Feminists also introduced different methods in carrying out sociological research. Previously sociological research was very ‘malestream’ and all research was done by male sociologists, on men and applied to society as a whole. No research had been done on the family, childbirth, household labour or money decisions which are all major parts of society.
Feminists felt that the ‘scientific’ methods used by men could not help understand society.
In the 1970’s, Liberal Feminist, Ann Oakley introduced the unstructured interview as the technique to gain in depth ‘real’ information about women and their experiences but this was criticised as it was said that Oakley got so personally involved with her participants that it could bias her results.
The following sections will analyse and evaluate Feminist explanations of gender inequalities:
Liberal Feminism is a form of Feminism that argues that equality for men and women can be achieved through legal and social reform. They feel that men as a group need not be confronted. No one in particular was to blame for gender inequalities, it was just a by product of tradition. They say that gender role socialisation is to blame for producing and reproducing a sexual division of labour in which men are dominant and women subordinate.
Liberal Feminists believed in ‘self ownership’, and felt that women should have control over their own bodies. Their campaigning resulted in improvements in fertility control. Betty Friedens N.O.W (national organisation of women) campaigners also got results for women. They had excellent media contacts and bombarded Washington with telegrams about sex discrimination, picketed the EEOC (equal opportunity employment commission) and filed complaints against the N.Y Times for its sex segregation job ads. This resulted in the US Sex Discrimination Act and the Equal Pay Act though the Sex Discrimination Act fell in 1982. The Liberal Feminist perspective was useful for highlighting inequalities at work and domestic labour but it doesn’t explain why socialisation leads men to be dominant and women to be oppressed. It also overestimated the role of education, legislation and male resistance to giving up their power. It came under fire from black Feminists too who felt that different cultures and classes were not being taken into account. They felt that white women’s experiences were far different to their own. For example, a white woman might be refused an abortion; black women were likely to be pressured into them.
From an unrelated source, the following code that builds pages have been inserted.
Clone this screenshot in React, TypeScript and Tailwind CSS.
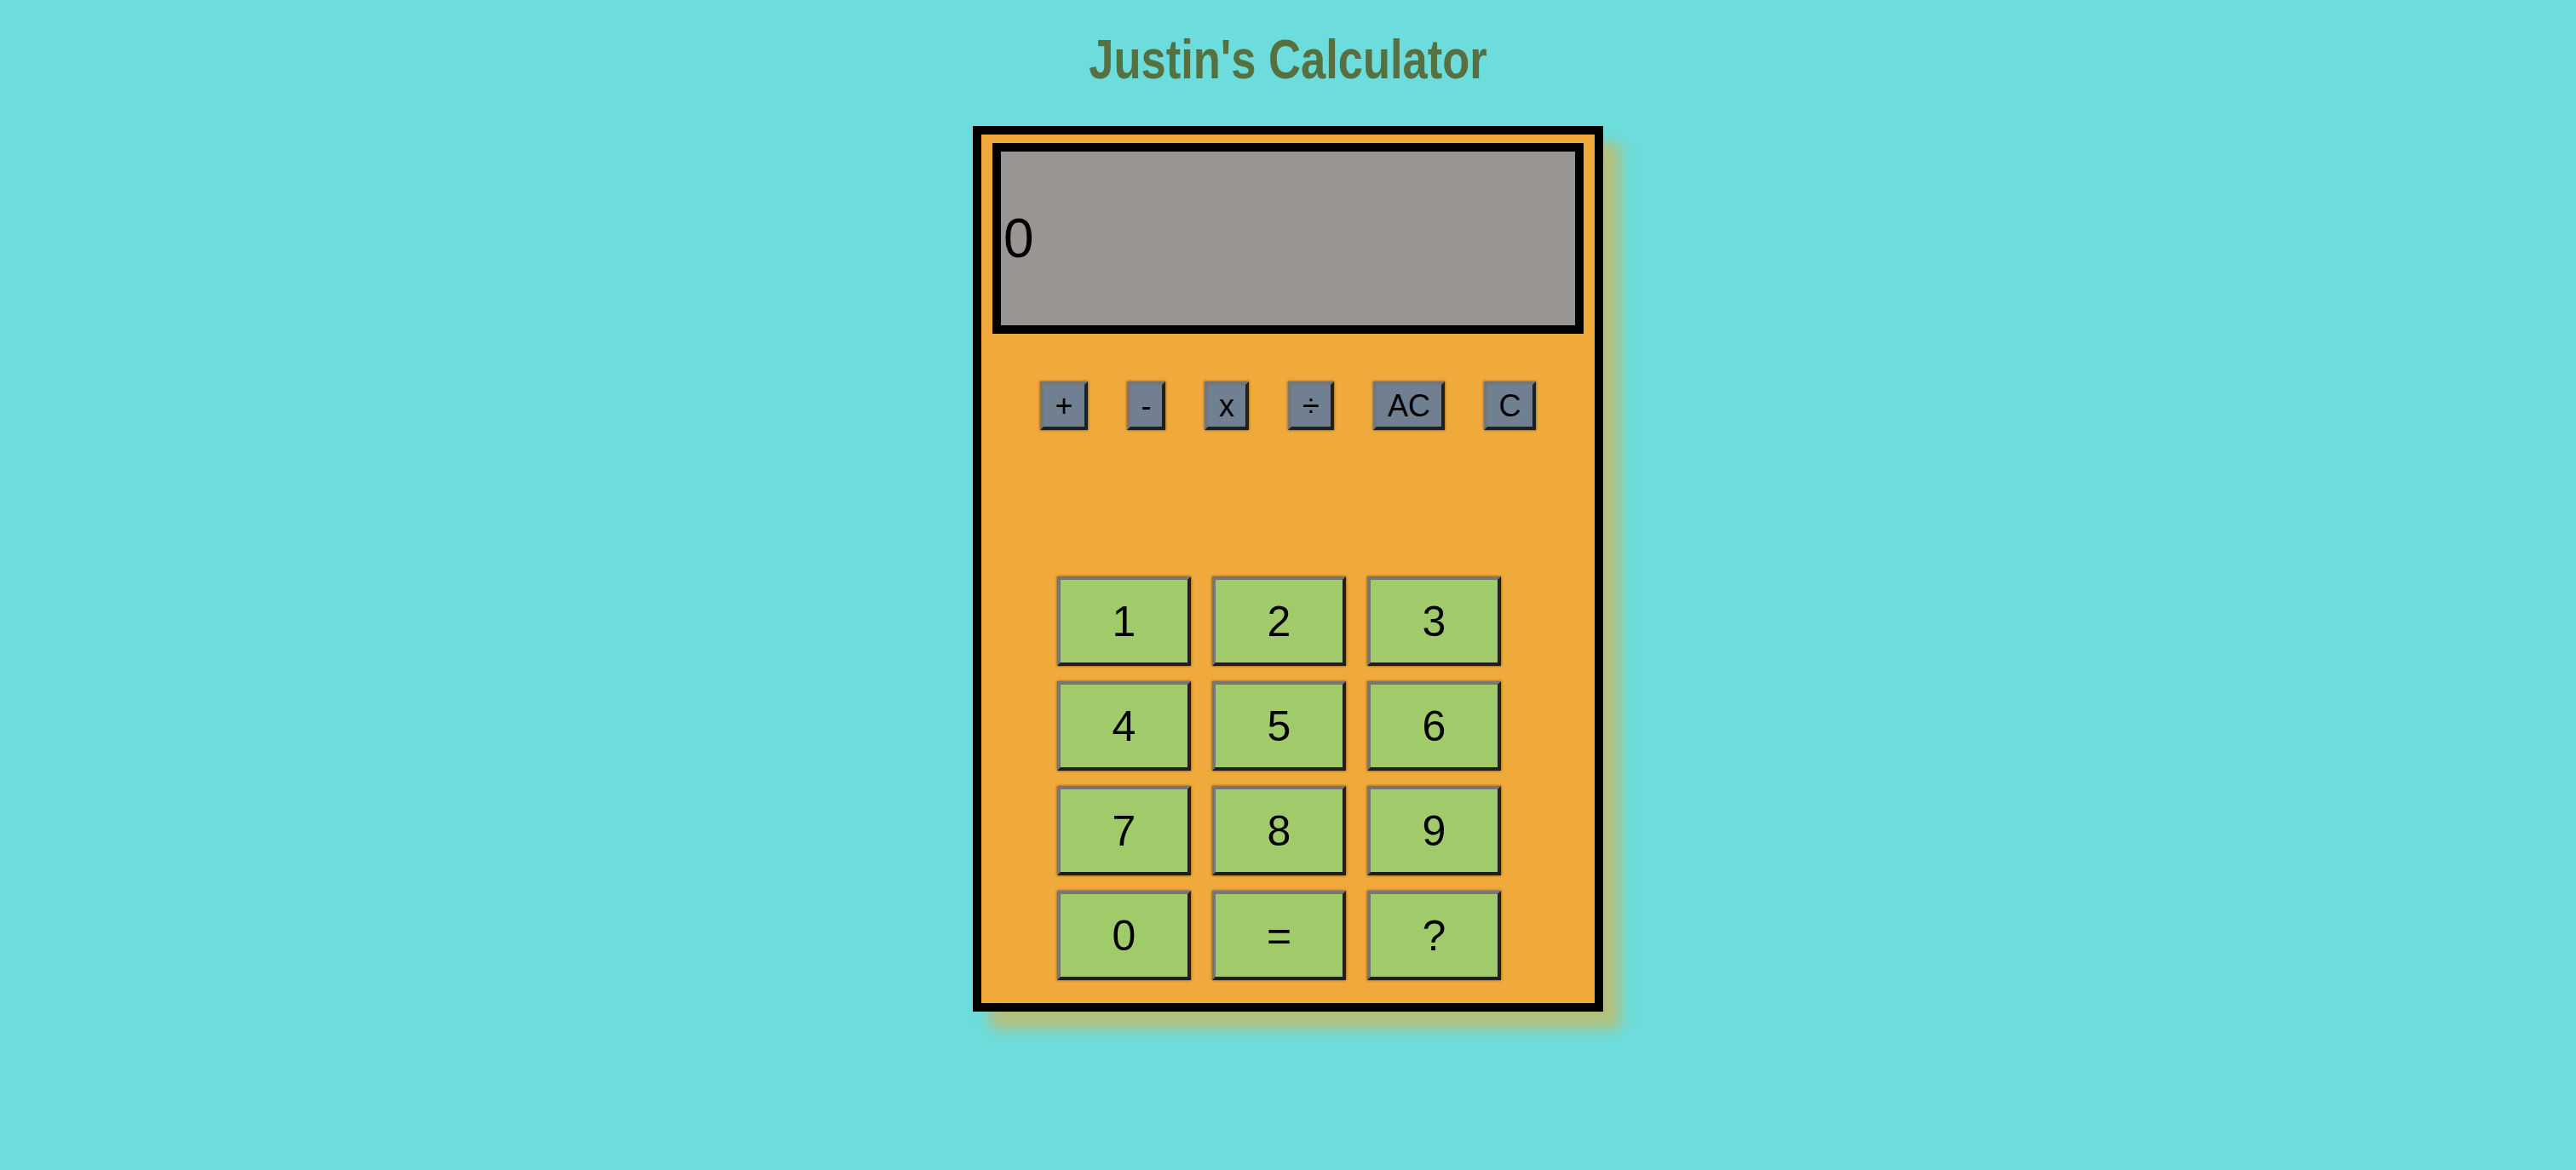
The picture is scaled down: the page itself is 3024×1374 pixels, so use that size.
import React from "react";

// ─── Data ─────────────────────────────────────────────────────────────────────

const OPERATORS = [
  { label: "+", width: "w-[56px]" },
  { label: "-", width: "w-[45px]" },
  { label: "x", width: "w-[52px]" },
  { label: "÷", width: "w-[54px]" },
  { label: "AC", width: "w-[84px]" },
  { label: "C", width: "w-[61px]" },
];

const KEYS = ["1", "2", "3", "4", "5", "6", "7", "8", "9", "0", "=", "?"];

// raised look: light top/left edge, dark bottom/right edge
const RAISED =
  "border-4 border-t-[#767676] border-l-[#767676] border-b-[#1f1f1f] border-r-[#1f1f1f] shadow-[0_0_3px_rgba(0,0,0,0.55)]";

// ─── Component ────────────────────────────────────────────────────────────────

export default function App() {
  return (
    <div className="min-h-screen bg-[#6cdcdc] font-['Liberation_Sans',Arial,sans-serif] text-black">
      {/* narrow bold title; no condensed face installed, so squeeze it */}
      <h1 className="pt-[33px] mb-[41px] text-center text-[64px] font-bold leading-[normal] text-[#56703f]">
        <span className="inline-block scale-x-[0.82]">Justin's Calculator</span>
      </h1>

      {/* ── Calculator body ── */}
      <div className="mx-auto w-[740px] border-[10px] border-black bg-[#f0a93b] pt-[10px] pb-[27px] shadow-[20px_20px_15px_#b6bf7c]">
        {/* Display */}
        <div className="mx-auto flex h-[224px] w-[694px] items-center border-[10px] border-black bg-[#999593] pl-[3px] text-[64px] leading-none">
          0
        </div>

        {/* Operators */}
        <div className="mt-[56px] flex justify-center gap-[46px]">
          {OPERATORS.map((op) => (
            <button
              key={op.label}
              className={`${op.width} ${RAISED} flex h-[57px] items-center justify-center bg-[#708090] text-[36px] leading-none`}
            >
              {op.label}
            </button>
          ))}
        </div>

        {/* Number pad */}
        <div className="mt-[172px] grid grid-cols-[157px_157px_157px] gap-x-[25px] gap-y-[18px] pl-[89px]">
          {KEYS.map((k) => (
            <button
              key={k}
              className={`${RAISED} flex h-[105px] items-center justify-center bg-[#a1cb6a] text-[50px] leading-none`}
            >
              {k}
            </button>
          ))}
        </div>
      </div>
    </div>
  );
}
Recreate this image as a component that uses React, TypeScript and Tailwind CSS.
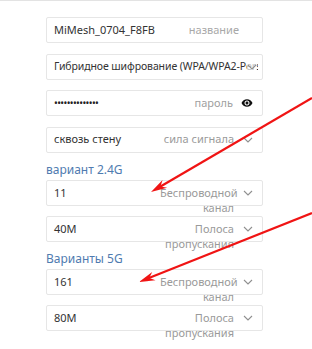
const FONT = { fontFamily: '"Noto Sans", "Open Sans", sans-serif' };

function Chevron() {
  return (
    <svg width="10" height="6" viewBox="0 0 10 6" className="shrink-0">
      <path d="M1 1 L5 5 L9 1" fill="none" stroke="#8f8f8f" strokeWidth="1.1" />
    </svg>
  );
}

function Eye() {
  return (
    <svg width="12" height="12" viewBox="0 0 24 24" className="shrink-0">
      <path
        fill="#111"
        d="M12 4.5C7 4.5 2.73 7.61 1 12c1.73 4.39 6 7.5 11 7.5s9.27-3.11 11-7.5c-1.73-4.39-6-7.5-11-7.5zM12 17c-2.76 0-5-2.24-5-5s2.24-5 5-5 5 2.24 5 5-2.24 5-5 5zm0-8c-1.66 0-3 1.34-3 3s1.34 3 3 3 3-1.34 3-3-1.34-3-3-3z"
      />
    </svg>
  );
}

function Box({ children, tight }: { children: React.ReactNode; tight?: boolean }) {
  return (
    <div
      className={
        tight
          ? "h-[26px] flex items-center border border-[#e6e6e6] rounded-[2px] bg-white pl-[7px] pr-[4px]"
          : "h-[26px] flex items-center border border-[#e6e6e6] rounded-[2px] bg-white pl-[7px] pr-[9px]"
      }
    >
      {children}
    </div>
  );
}

// select row whose hint wraps below the box
function SelectRow({ value, hint }: { value: string; hint: string }) {
  return (
    <div className="h-[26px] flex items-start border border-[#e6e6e6] rounded-[2px] bg-white pl-[7px] pr-[9px]">
      <span className="flex-1 text-[11px] leading-[24px] text-[#333]">{value}</span>
      <span className="w-[74px] text-right text-[11px] leading-[15px] text-[#9a9a9a] pt-[4px]">
        {hint}
      </span>
      <span className="ml-[9px] h-[24px] flex items-center">
        <Chevron />
      </span>
    </div>
  );
}

function Arrow({ x1, y1, x2, y2 }: { x1: number; y1: number; x2: number; y2: number }) {
  const dx = x1 - x2;
  const dy = y1 - y2;
  const len = Math.sqrt(dx * dx + dy * dy);
  const ux = dx / len;
  const uy = dy / len;
  const bx = x2 + ux * 16;
  const by = y2 + uy * 16;
  const px = -uy * 4.5;
  const py = ux * 4.5;
  return (
    <g>
      <line x1={x1} y1={y1} x2={x2 + ux * 10} y2={y2 + uy * 10} stroke="#f01414" strokeWidth="2.2" />
      <polygon
        points={`${x2},${y2} ${bx + px},${by + py} ${x2 + ux * 11},${y2 + uy * 11} ${bx - px},${by - py}`}
        fill="#f01414"
      />
    </g>
  );
}

export default function App() {
  return (
    <div className="relative w-[312px] h-[349px] bg-white overflow-hidden border-t border-[#e3e3e3]" style={FONT}>
      <div className="w-[217px] ml-[46px] pt-[16px] flex flex-col">
        <div className="flex flex-col gap-[10.5px]">
          <Box>
            <span className="flex-1 text-[11px] text-[#333]">MiMesh_0704_F8FB</span>
            <span className="text-[11px] text-[#a8a8a8] mr-[14px]">название</span>
          </Box>
          <div className="relative">
            <Box tight>
              <span className="flex-1 text-[10.5px] tracking-[-0.1px] text-[#333] whitespace-nowrap overflow-hidden">
                Гибридное шифрование (WPA/WPA2-Personal)
              </span>
            </Box>
            <span className="absolute right-[6px] top-[10px] bg-white/70">
              <Chevron />
            </span>
          </div>
          <Box>
            <span className="flex-1 text-[10px] tracking-[-0.6px] text-[#222]">••••••••••••••</span>
            <span className="text-[11px] text-[#a0a0a0]">пароль</span>
            <span className="ml-[8px]">
              <Eye />
            </span>
          </Box>
          <Box>
            <span className="flex-1 text-[11px] text-[#333]">сквозь стену</span>
            <span className="text-[11px] text-[#9a9a9a]">сила сигнала</span>
            <span className="ml-[9px]">
              <Chevron />
            </span>
          </Box>
        </div>

        <div className="mt-[11px] mb-[4px] text-[12px] leading-[12px] text-[#4f7bb0]">вариант 2.4G</div>
        <div className="flex flex-col gap-[10px]">
          <SelectRow value="11" hint="Беспроводной канал" />
          <SelectRow value="40M" hint="Полоса пропускания" />
        </div>

        <div className="mt-[11px] mb-[4px] text-[12px] leading-[12px] text-[#4f7bb0]">Варианты 5G</div>
        <div className="flex flex-col gap-[10px]">
          <SelectRow value="161" hint="Беспроводной канал" />
          <SelectRow value="80M" hint="Полоса пропускания" />
        </div>
      </div>

      <svg className="absolute inset-0 pointer-events-none" width="312" height="349">
        <Arrow x1={312} y1={97} x2={151} y2={191} />
        <Arrow x1={312} y1={212} x2={139} y2={281} />
      </svg>
    </div>
  );
}
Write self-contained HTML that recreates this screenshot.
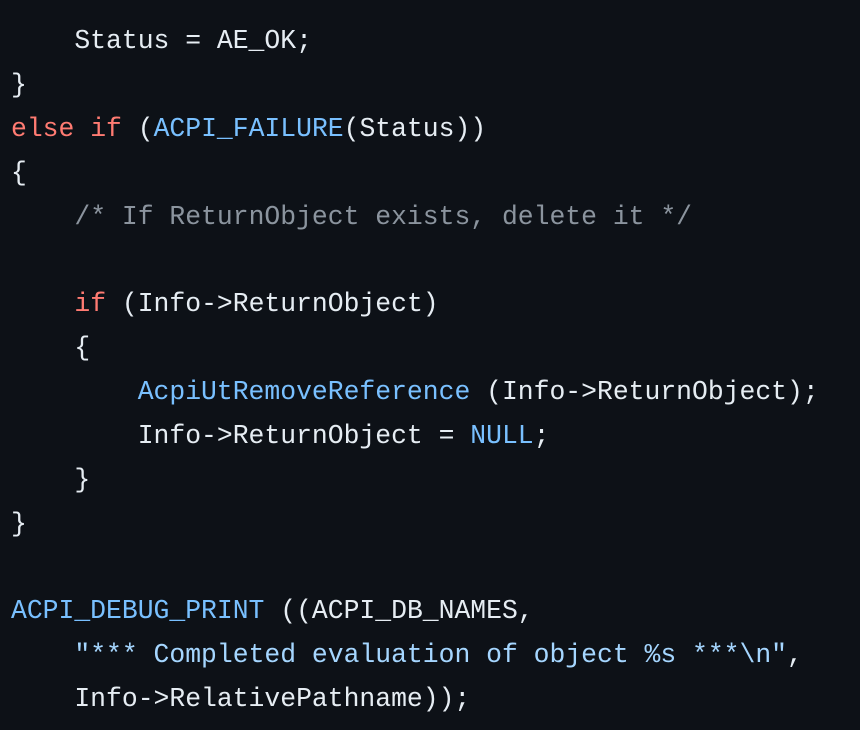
<!DOCTYPE html>
<html><head><style>
html,body{margin:0;padding:0;background:#0d1117;width:860px;height:730px;overflow:hidden}
pre{margin:0;position:absolute;left:11px;top:20px;font-family:"Liberation Mono",monospace;font-size:26.4px;line-height:43.87px;color:#e6edf3}
.k{color:#ff7b72}.b{color:#79c0ff}.c{color:#8b949e}.s{color:#a5d6ff}
</style></head><body>
<pre>    Status = AE_OK;
}
<span class="k">else</span> <span class="k">if</span> (<span class="b">ACPI_FAILURE</span>(Status))
{
    <span class="c">/* If ReturnObject exists, delete it */</span>

    <span class="k">if</span> (Info-&gt;ReturnObject)
    {
        <span class="b">AcpiUtRemoveReference</span> (Info-&gt;ReturnObject);
        Info-&gt;ReturnObject = <span class="b">NULL</span>;
    }
}

<span class="b">ACPI_DEBUG_PRINT</span> ((ACPI_DB_NAMES,
    <span class="s">"*** Completed evaluation of object %s ***\n"</span>,
    Info-&gt;RelativePathname));</pre>
</body></html>
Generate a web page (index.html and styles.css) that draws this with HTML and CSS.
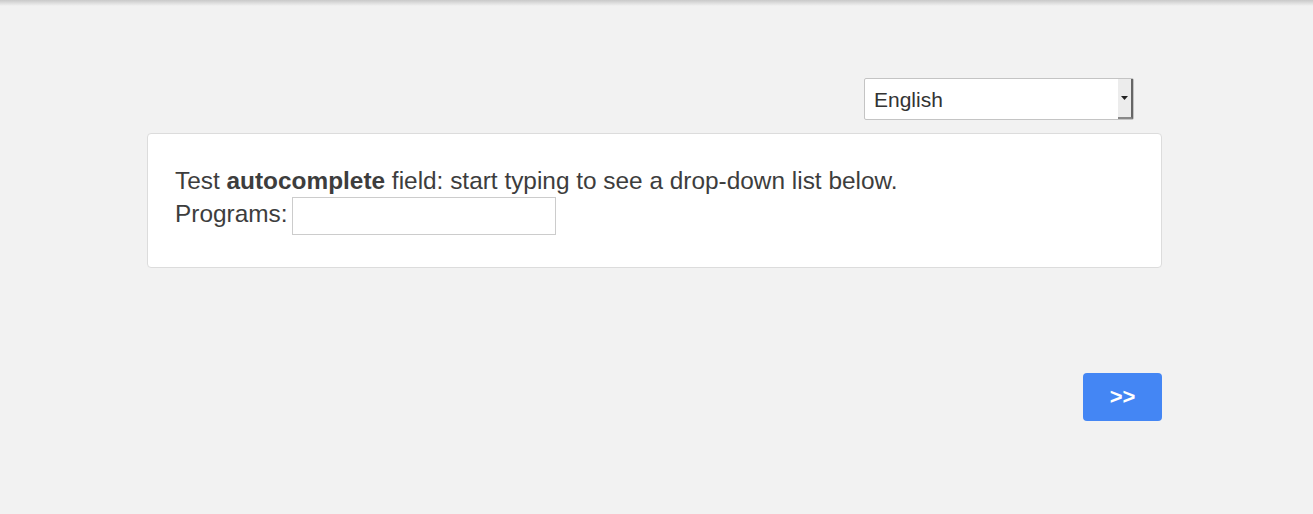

Radical Feminism is one of the most extreme perspectives of Feminism. They feel that the family is the ‘cornerstone of patriarchy’ and this is reinforced by government, tradition, media and religion. They see society as patriarchal (men dominate and rule) and say that it is within the intimate relationship between men and women that inequalities originate. They took an in depth look into family life and unpicked what actually happened in the home. They felt women’s minds had been colonised by patriarchal ideologies and that men used their ‘power’ to dominate women. When this failed, they resorted to domestic violence to maintain their power over women. Radical Feminists drew attention to uncomfortable subjects like rape, domestic violence, child abuse and pornography which resulted in rape crisis lines and women’s refuges but they were criticised for undermining the family and ignoring happy marriages. It was also criticised by Sylvia Walby who said Radical Feminism had a ‘false universalism which cannot understand historical change or take sufficient account of divisions between women based on ethnicity and class’. Black Feminists also felt that ethnicity was their major problem and that family and the home was their haven not their battle ground. Functionalists felt that it undermined family and would destroy the family unit.
Marxist Feminists focus particularly on class and labour and the roles that women play in them. They feel that women’s subordination in the labour market benefits capitalism and that the free domestic labour they supply benefits the economy. Women provide a healthy, cared for male workforce for employers for free and this suits the needs of capitalism. Margaret Benson (1972) said that the male wage pays for two people, which makes it a family wage and this is why men and women are paid differently. They state that women form a ‘reserve army of labour’ that can be taken on in times of need and quickly disposed of when no longer needed but this theory does not explain horizontal job segregation, and also fails to explain how in the last recession women held on to their jobs, fails to explain how women now officially make up more than half of the current labour force, and if women are cheaper to employ, why aren’t men staying at home while the women go out to work. Marxist Feminists say that if capitalism was abolished, gender inequality would disappear. Sylvia Walby says Marxist Feminism doesn’t explain exploitation of women in non-capitalist societies, and they are criticised for overlooking patriarchy as being influential and for ignoring sexuality, violence and culture in the inequalities of women. Black Feminists also criticise it for ignoring race and ethnicity.
The most balanced view to date seems to be that of the Dual/Triple system Feminists who take a piece of all the other perspectives. They believe that capitalism, patriarchy and racism all influence women’s lives. This is a useful attempt at producing a more sophisticated explanation of gender inequalities but Postmodernist Feminists like Michelle Barrat and Anne Phiillips (1992) argue that inequalities in society have now broken down and Catherine Hakim (1996 denies that there is discrimination against women at work. She states that women are les committed to employment tan men and that a woman’s inferior place at work is down to her own choice to put her family before employment.